Rosita opening up about her past with and without Abraham was rewarding, as we never really knew the full picture of her history. However, it's interesting that if a guy defused a bomb/used weapons, nobody asks where they learned it from.
It wasn't just the fact that they were talking about Abraham calmly, but why she thought she hated Sasha because she figured him out. But when Rosita asked if Sasha was happy, she admitted she was'. Honestly, it did happen in the past, but this could also be a signifier that she is not happy anymore, which makes her distance to Maggie a little more understandable. She'll take on duties at the Hilltop Colony, but there isn't any fulfillment. And seeing Enid move in to help be Maggie's second only makes it clearer that she's lost somethingshe can't get back: a sense of hope or belonging.
Can we blame the girl? She thought she lost Tyrese and even accepted his death until she fell in love with Bob who taught her that surviving was more than just the bare essentials. Then he was mercilessly killed by the Termites. Once she opened herself up to a new self-awareness, Abraham was killed off. She's never really had a moment of pure happiness that didn't last longer than a bowel movement.
Other clues included Rosita teaching Sasha how to tie knots, which looked like nooses. So they're literally hanging themselves on this mission.
As well, Eugene's instructions to the other Saviors on the walkie talkie included a need to find twelve more walkers for the fence-yard. Will she be one of them or is just a loose easter egg?
All of this finally brought the duo to the Savior's fences where they were going to cross over the side. They tried to persuade Eugene to leave with them, which he refused and am-scrayed back inside. When they started opening the fence with bolt cutters, Sasha literally had Rosita's back by crossing over and then closing the fence behind her.

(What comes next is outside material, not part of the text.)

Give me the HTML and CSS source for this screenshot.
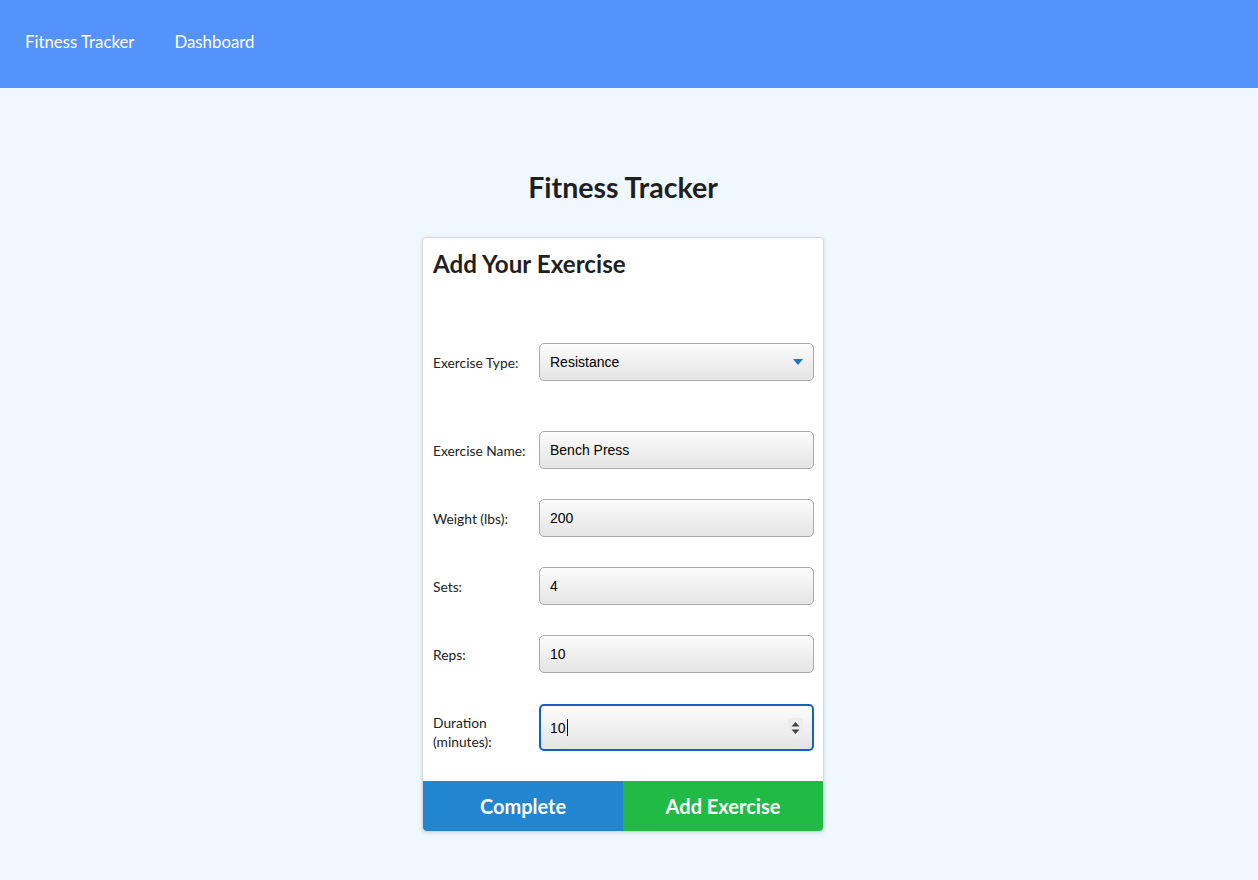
FILE: index.html
```html
<!DOCTYPE html>
<html>
<head>
<meta charset="utf-8">
<link rel="stylesheet" href="styles.css">
</head>
<body>
<nav class="navbar">
  <a class="nav-link" href="#">Fitness Tracker</a>
  <a class="nav-link" href="#">Dashboard</a>
</nav>
<main class="main">
  <h1 class="page-title">Fitness Tracker</h1>
  <div class="card">
    <div class="card-body">
      <h2 class="card-title">Add Your Exercise</h2>
      <form class="form">
        <div class="field field-type">
          <label class="label">Exercise Type:</label>
          <div class="control select">
            <span class="value">Resistance</span>
            <svg class="caret" width="10" height="6" viewBox="0 0 10 6"><path d="M0 0h10L5 6z" fill="#1479c9"/></svg>
          </div>
        </div>
        <div class="field">
          <label class="label">Exercise Name:</label>
          <div class="control"><span class="value">Bench Press</span></div>
        </div>
        <div class="field">
          <label class="label">Weight (lbs):</label>
          <div class="control"><span class="value">200</span></div>
        </div>
        <div class="field">
          <label class="label">Sets:</label>
          <div class="control"><span class="value">4</span></div>
        </div>
        <div class="field">
          <label class="label">Reps:</label>
          <div class="control"><span class="value">10</span></div>
        </div>
        <div class="field field-duration">
          <label class="label label-duration">Duration<br>(minutes):</label>
          <div class="control focused">
            <span class="value">10<span class="cursor"></span></span>
            <span class="spinner">
              <svg width="9" height="12" viewBox="0 0 9 12"><path d="M4.5 0L8.5 4.5H0.5z M4.5 12L8.5 7.5H0.5z" fill="#444"/></svg>
            </span>
          </div>
        </div>
      </form>
    </div>
    <div class="actions">
      <button class="btn btn-blue" type="button">Complete</button>
      <button class="btn btn-green" type="button">Add Exercise</button>
    </div>
  </div>
</main>
</body>
</html>
```
FILE: styles.css
```css
* { box-sizing: border-box; }
html, body { margin: 0; padding: 0; }
body {
  background: #eff7ff;
  font-family: Lato, "Noto Sans", sans-serif;
  color: #212121;
  height: 880px;
}
.navbar {
  background: #5593fc;
  height: 88px;
  display: flex;
  align-items: center;
  padding: 0 5px;
}
.nav-link {
  color: #fff;
  text-decoration: none;
  font-family: Lato, "Noto Sans", sans-serif;
  font-size: 16.8px;
  padding: 0 20px;
  margin-top: -6px;
}
.main {
  display: flex;
  flex-direction: column;
  align-items: center;
  padding-right: 12px;
}
.page-title {
  font-size: 28.5px;
  font-weight: 700;
  margin: 82px 0 0;
  line-height: 34px;
  color: #1f1f1f;
}
.card {
  margin-top: 33px;
  width: 402px;
  background: #fff;
  border: 1px solid #d8d8dc;
  border-radius: 4px;
  box-shadow: 0 1px 4px rgba(0,0,0,0.12);
}
.card-body {
  padding: 11px 9px 30px 10px;
}
.card-title {
  margin: 0;
  font-size: 24.2px;
  line-height: 30px;
  font-weight: 700;
  color: #1f1f1f;
}
.form {
  display: flex;
  flex-direction: column;
  gap: 30px;
  margin-top: 64.4px;
}
.field {
  display: flex;
  align-items: center;
}
.field-type { margin-bottom: 20px; }
.field-duration { margin-top: 1px; }
.label {
  width: 106px;
  flex: none;
  font-size: 13.8px;
  line-height: 19px;
  color: #222;
}
.label-duration { margin-top: 9px; }
.control {
  flex: 1;
  height: 38px;
  border: 1px solid #a9a9a9;
  border-radius: 5px;
  background: linear-gradient(#fcfcfc, #e4e4e4);
  display: flex;
  align-items: center;
  padding: 0 10px;
  font-family: "Liberation Sans", Arial, sans-serif;
  font-size: 14px;
  color: #000;
}
.control .value { flex: 1; display: flex; align-items: center; }
.focused {
  height: 47px;
  border: 2px solid #1560c8;
  padding: 0 9px;
}
.cursor {
  display: inline-block;
  width: 1px;
  height: 17px;
  background: #000;
  margin-left: 1px;
}
.spinner {
  width: 15px;
  height: 20px;
  display: flex;
  align-items: center;
  justify-content: center;
  background: #ececec;
}
.actions {
  display: flex;
  height: 50px;
}
.btn {
  flex: 1;
  border: 0;
  margin: 0;
  color: #fff;
  font-family: Lato, sans-serif;
  font-weight: 700;
  font-size: 20px;
  cursor: pointer;
}
.btn-blue { background: #2185d0; border-bottom-left-radius: 4px; }
.btn-green { background: #21ba45; border-bottom-right-radius: 4px; }
```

Sasha running off into the Saviors compound by locking Rosita out could've been read in two ways: Sonequa is running off to the Star Trek set and is happy to be jumping this sinking ship, and also it's a nice full-circle moment of her original introduction.
In season three's Made to Suffer, Sasha urged the group to let Donna die in the woods because she was a bit and going to turn. Rosita wasn't in any harm of becoming a walker, except if she was injured in their attack, but Sasha is making the sacrifice for her because she believes it's not her friends time yet. That's a pretty astounding moment of growth for her.

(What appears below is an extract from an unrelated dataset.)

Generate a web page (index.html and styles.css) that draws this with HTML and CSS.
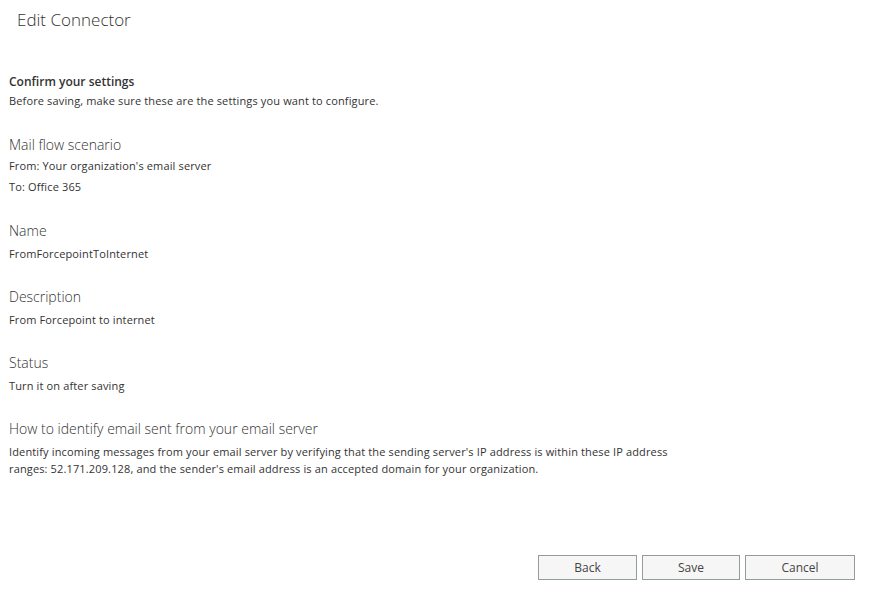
FILE: index.html
```html
<!DOCTYPE html>
<html lang="en">
<head>
  <meta charset="UTF-8" />
  <title>Edit Connector</title>
  <link rel="stylesheet" href="styles.css">
</head>
<body>
  <div class="page">
    <h1 class="title">Edit Connector</h1>

    <div class="content">
      <div class="intro">
        <div class="intro-head">Confirm your settings</div>
        <div class="intro-text">Before saving, make sure these are the settings you want to configure.</div>
      </div>

      <div class="section section-scenario">
        <h2 class="label">Mail flow scenario</h2>
        <div class="value">From: Your organization's email server</div>
        <div class="value">To: Office 365</div>
      </div>

      <div class="section">
        <h2 class="label">Name</h2>
        <div class="value">FromForcepointToInternet</div>
      </div>

      <div class="section">
        <h2 class="label">Description</h2>
        <div class="value">From Forcepoint to internet</div>
      </div>

      <div class="section">
        <h2 class="label">Status</h2>
        <div class="value">Turn it on after saving</div>
      </div>

      <div class="section">
        <h2 class="label">How to identify email sent from your email server</h2>
        <p class="para">Identify incoming messages from your email server by verifying that the sending server's IP address is within these IP address ranges: 52.171.209.128, and the sender's email address is an accepted domain for your organization.</p>
      </div>
    </div>

    <div class="footer">
      <button class="btn btn-back">Back</button>
      <button class="btn btn-save">Save</button>
      <button class="btn btn-cancel">Cancel</button>
    </div>
  </div>
</body>
</html>
```

FILE: styles.css
```css
body { margin: 0; font-family: 'Open Sans', 'Noto Sans', sans-serif; background: #fff; color: #333; }
.page { display: flex; flex-direction: column; min-height: 100vh; box-sizing: border-box; padding-bottom: 26px; }
.title { margin: 0; padding: 8px 0 0 17px; font-size: 17px; font-weight: 300; line-height: 24px; color: #333; }
.content { padding-left: 9px; }
.intro { margin-top: 40px; }
.intro-head { font-size: 12px; font-weight: 600; line-height: 20px; color: #333; }
.intro-text { font-size: 11px; line-height: 18px; letter-spacing: 0.14px; color: #333; }
.section { margin-top: 22px; }
.label { margin: 0; font-size: 14px; font-weight: 300; line-height: 22px; color: #333; }
.value { font-size: 11px; line-height: 21px; margin-top: 1px; letter-spacing: 0.14px; color: #333; }
.section-scenario { margin-top: 24px; padding-bottom: 1px; }
.section-scenario .value { margin-top: -1px; }
.section-scenario .value + .value { margin-top: 0; }
.para { margin: 3px 0 0; max-width: 680px; font-size: 11px; line-height: 17px; letter-spacing: 0.14px; color: #333; }
.footer { margin-top: auto; display: flex; justify-content: flex-end; gap: 5px; padding-right: 29px; }
.btn { height: 25px; padding: 0; border: 1px solid #939d9d; background: #f6f6f6; color: #444; font-family: inherit; font-size: 12px; }
.btn-back { width: 99px; }
.btn-save { width: 98px; }
.btn-cancel { width: 110px; }
```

Sasha's goodbye at the gate was poignant for her as a character but also felt a little cheated, rushed, and forced.
'Cause for the moment, Negan isn't doing anything. He's sitting on his thumbs twiddling around, waiting for Alexandria to get more supplies. Sasha already knows about Rick's deal with Jadis is in the works. Why go back to the Hilltop Colony at all if she didn't think Maggie needed her anymore? Other than Sonequa's casting for Star Trek, this feels like another messy way of handling a character's death with so much foreshadowing and so little emotional relief.

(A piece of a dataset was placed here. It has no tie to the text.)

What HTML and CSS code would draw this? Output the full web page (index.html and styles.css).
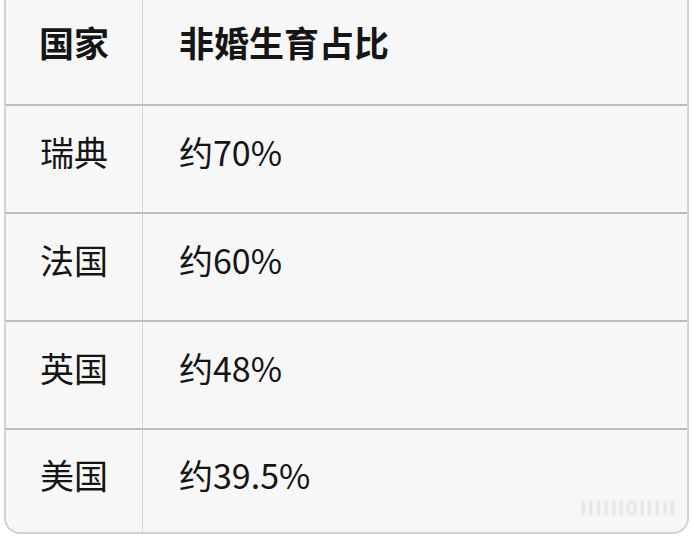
FILE: index.html
```html
<!DOCTYPE html>
<html lang="zh">
<head>
<meta charset="utf-8">
<link rel="stylesheet" href="styles.css">
</head>
<body>
<div class="table">
  <div class="row head">
    <div class="c1">国家</div>
    <div class="c2">非婚生育占比</div>
  </div>
  <div class="row">
    <div class="c1">瑞典</div>
    <div class="c2">约70%</div>
  </div>
  <div class="row">
    <div class="c1">法国</div>
    <div class="c2">约60%</div>
  </div>
  <div class="row">
    <div class="c1">英国</div>
    <div class="c2">约48%</div>
  </div>
  <div class="row last">
    <div class="c1">美国</div>
    <div class="c2">约39.5%</div>
  </div>
  <div class="mark">IIIIII0IIIII</div>
</div>
</body>
</html>
```
FILE: styles.css
```css
html, body {
  margin: 0;
  padding: 0;
  background: #ffffff;
}
body {
  width: 693px;
  height: 536px;
  overflow: hidden;
  font-family: "Noto Sans CJK SC", "Noto Sans", sans-serif;
  color: #151515;
}
.table {
  position: relative;
  margin: 0 4px;
  height: 534px;
  box-sizing: border-box;
  background: #f7f7f7;
  border-left: 2px solid #d2d2d2;
  border-right: 2px solid #d2d2d2;
  border-bottom: 2px solid #d2d2d2;
  border-radius: 0 0 16px 16px;
  overflow: hidden;
}
.row {
  display: grid;
  grid-template-columns: 137px 1fr;
  height: 108px;
  border-top: 2px solid #bcbcbc;
  box-sizing: border-box;
  font-size: 34px;
  line-height: 1;
}
.row.head {
  height: 104px;
  border-top: none;
  font-weight: 700;
  font-size: 35px;
}
.row.last {
  height: 110px;
}
.c1, .c2 {
  display: flex;
  align-items: center;
  box-sizing: border-box;
  padding-bottom: 14px;
}
.row.head .c1, .row.head .c2 {
  padding-bottom: 22px;
}
.row.last .c1, .row.last .c2 {
  padding-bottom: 18px;
}
.c1 {
  justify-content: center;
  border-right: 1px solid #d6d6d6;
}
.c2 {
  padding-left: 36px;
}
.mark {
  position: absolute;
  right: 10px;
  bottom: 12px;
  font-family: "Liberation Sans", sans-serif;
  font-size: 20px;
  letter-spacing: 2px;
  color: #d8d8d8;
  filter: blur(0.8px);
}
```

A big issue with this was using Maggie's increased time with Enid as a way to make it seem like Sasha and Maggie had grown apart in the span of a few weeks when they were saying grace over dinner and Sasha was protecting Maggie at all costs.
Sasha telling Enid and Jesus that she wasn't needed anymore and Maggie has other people was a subtle easter egg to Rosita feeling the same way when she was confiding to Father Gabriel, and he assured her that they all need her; she's willing to die to kill Negan. But Jesus and Enid affirming that Sasha is needed in the community didn't feel like enough to replace the feeling that this show thinks that women can only have one friendship with another woman.
It shocks me a little that this episode was written by a woman, Angela Kang, who has penned a lot of great episodes in the past (The Same Boat, for instance in season six). But it's frustrating that the writers approach female characters as if, “Well if they don’t spend 24/7 with each other, they’re not really friends.” Because Maggie needs Sasha. And Enid, and Rosita, and Carol, and Tara, and Michonne. They all need each other.
This escalation of separation between Sasha and Maggie made me worried for the future, if and when her character dies. Much like how Denise's death was overlooked for Glenn and Abraham's deaths, I'm hoping the writers don’t entirely forget Maggie and Sasha have been friends season three. Her death deserves recognition for what she's brought to the group, and Maggie in particular, instead of waiting half a season to bring it up.
The crazy thing is about Sasha's death, if this is how she's going out, is that it fits her arc. Even in season five, when Sasha was suffering from PTSD, she put herself in harm's way with the walkers to deal with Bob and Tyrese's death. While it's kind of hard to believe that in two weeks Abe would be the love of Sasha's life (they were planning on mixing the Bisquick and moved in together), she's trying to honor his death by making hers worth something and giving Rosita another chance at redemption or the self-awareness she achieved. I just hope the show remembers what she's given.
The Other Side wasn't a particularly awful episode. In fact, focusing on the ladies as it did in Go Getters displayed this and last season's greatest strengths: to focus on the women in all of their complexity, especially Maggie and Sasha as leaders, together and separately. Even with Sonequa moving onto another show, it'll be a shame to lose such an important, healthy female dynamic between two main characters.
- Eugene isn't truly a Savior. If he had left with Sasha and Rosita, they would have come looking for him. On top of Daryl, Negan would've went on an unbelievable rampage. All the same, if he is a Savior, was Eugene ever essential to our group? He lied his ass all the way to Washington D.C. and bit Dwight's crotch. NEXT.
- HONESTLY, please JESUS don't take Maggie and Sasha from me. Besides Andrew's hot ass and after losing Glenn, I don't know how long I can stick around anymore.....#sendhelp
- Jesus maintains his comic book sexuality. CARRY THAT RAINBOW FLAG BROTHER.
- I didn't really cover Gregory and Simon's storyline 'cause I blacked out. It could be summed up with: Gregory's an ass and Simon looks like Hook from Peter Pan.